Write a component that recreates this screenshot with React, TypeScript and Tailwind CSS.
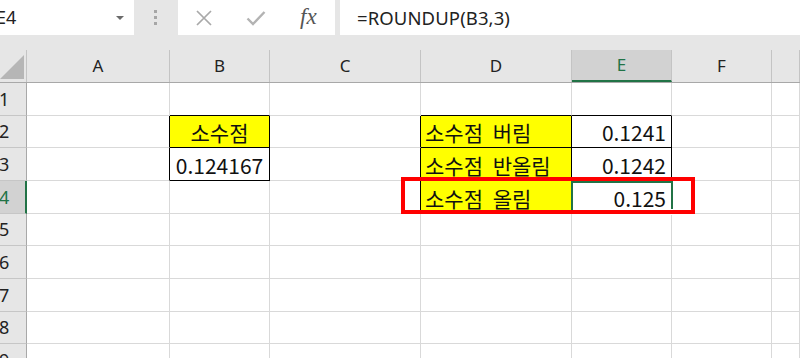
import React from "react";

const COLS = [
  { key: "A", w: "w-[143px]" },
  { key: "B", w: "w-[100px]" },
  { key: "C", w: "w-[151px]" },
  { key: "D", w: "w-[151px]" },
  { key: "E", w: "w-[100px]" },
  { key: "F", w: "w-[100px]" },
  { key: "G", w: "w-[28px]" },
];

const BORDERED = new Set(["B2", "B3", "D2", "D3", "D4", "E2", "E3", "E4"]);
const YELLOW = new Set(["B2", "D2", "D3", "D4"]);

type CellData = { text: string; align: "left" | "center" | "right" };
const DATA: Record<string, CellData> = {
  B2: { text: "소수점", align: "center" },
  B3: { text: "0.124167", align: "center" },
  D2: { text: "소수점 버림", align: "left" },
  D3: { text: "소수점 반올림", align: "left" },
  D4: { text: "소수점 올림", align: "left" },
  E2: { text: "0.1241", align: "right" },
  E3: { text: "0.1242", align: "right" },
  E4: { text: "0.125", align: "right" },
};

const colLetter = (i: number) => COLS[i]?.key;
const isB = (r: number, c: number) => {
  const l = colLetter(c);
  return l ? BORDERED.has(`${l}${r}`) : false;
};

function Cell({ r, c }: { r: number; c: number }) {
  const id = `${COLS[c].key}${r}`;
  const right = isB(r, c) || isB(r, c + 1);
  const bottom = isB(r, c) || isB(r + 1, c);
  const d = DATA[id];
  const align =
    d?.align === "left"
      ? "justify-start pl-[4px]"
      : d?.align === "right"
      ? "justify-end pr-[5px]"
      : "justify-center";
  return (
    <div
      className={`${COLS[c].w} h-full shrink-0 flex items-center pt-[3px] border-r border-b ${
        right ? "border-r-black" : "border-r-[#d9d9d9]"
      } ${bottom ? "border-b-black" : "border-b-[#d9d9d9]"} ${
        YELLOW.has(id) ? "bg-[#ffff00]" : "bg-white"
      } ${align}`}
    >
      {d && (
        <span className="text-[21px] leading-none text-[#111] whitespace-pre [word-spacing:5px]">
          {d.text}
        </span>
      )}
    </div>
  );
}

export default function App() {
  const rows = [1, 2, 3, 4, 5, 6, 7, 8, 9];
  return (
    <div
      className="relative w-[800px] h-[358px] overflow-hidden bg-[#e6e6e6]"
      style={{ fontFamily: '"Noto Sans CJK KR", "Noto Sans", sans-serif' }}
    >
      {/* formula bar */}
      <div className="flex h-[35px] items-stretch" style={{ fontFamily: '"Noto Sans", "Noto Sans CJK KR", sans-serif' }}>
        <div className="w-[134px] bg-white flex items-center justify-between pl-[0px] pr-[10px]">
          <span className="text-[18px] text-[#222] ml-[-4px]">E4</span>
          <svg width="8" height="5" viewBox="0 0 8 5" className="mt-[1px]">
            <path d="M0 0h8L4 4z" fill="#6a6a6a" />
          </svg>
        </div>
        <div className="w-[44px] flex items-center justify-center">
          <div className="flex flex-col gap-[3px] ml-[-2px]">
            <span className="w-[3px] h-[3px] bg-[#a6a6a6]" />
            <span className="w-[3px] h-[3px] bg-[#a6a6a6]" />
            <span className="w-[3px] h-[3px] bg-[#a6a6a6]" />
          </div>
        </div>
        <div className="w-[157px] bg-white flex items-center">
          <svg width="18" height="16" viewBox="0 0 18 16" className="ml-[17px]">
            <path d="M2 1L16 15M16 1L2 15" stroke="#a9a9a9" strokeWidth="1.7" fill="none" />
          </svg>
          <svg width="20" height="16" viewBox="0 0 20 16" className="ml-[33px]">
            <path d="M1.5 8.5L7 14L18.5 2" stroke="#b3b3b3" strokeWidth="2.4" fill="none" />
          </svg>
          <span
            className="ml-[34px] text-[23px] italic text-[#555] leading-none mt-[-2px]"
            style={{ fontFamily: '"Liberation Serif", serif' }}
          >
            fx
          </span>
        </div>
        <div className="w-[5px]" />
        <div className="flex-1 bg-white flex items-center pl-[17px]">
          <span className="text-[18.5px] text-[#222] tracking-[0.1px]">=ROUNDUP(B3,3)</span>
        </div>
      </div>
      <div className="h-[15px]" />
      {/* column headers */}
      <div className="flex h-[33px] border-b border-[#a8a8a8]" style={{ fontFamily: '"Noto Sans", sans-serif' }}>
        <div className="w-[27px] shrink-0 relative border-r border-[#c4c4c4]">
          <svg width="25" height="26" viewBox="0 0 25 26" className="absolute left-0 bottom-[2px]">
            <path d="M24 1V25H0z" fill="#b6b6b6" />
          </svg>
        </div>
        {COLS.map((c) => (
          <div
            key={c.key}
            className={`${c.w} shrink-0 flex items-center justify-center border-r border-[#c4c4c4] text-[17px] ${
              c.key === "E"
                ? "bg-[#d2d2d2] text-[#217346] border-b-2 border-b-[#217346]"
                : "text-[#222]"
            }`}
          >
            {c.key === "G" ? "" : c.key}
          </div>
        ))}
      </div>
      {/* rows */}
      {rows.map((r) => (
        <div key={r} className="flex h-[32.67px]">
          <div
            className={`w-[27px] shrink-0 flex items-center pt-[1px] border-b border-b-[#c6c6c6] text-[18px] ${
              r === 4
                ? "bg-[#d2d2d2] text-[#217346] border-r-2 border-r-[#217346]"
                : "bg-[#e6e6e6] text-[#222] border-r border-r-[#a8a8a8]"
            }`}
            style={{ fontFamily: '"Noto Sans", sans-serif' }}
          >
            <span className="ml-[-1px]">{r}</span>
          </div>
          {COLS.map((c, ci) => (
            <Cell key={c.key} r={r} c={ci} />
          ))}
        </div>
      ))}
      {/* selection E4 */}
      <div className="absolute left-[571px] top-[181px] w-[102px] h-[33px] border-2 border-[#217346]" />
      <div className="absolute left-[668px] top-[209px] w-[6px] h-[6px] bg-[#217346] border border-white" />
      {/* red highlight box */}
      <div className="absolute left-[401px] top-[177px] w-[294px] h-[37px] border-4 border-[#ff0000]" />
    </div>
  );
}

> [What to work on]:
Show every line where the string "React" appears.

> [Solution for this exercise]:
Write a component that recreates this screenshot with React, TypeScript and Tailwind CSS.
import React from "react";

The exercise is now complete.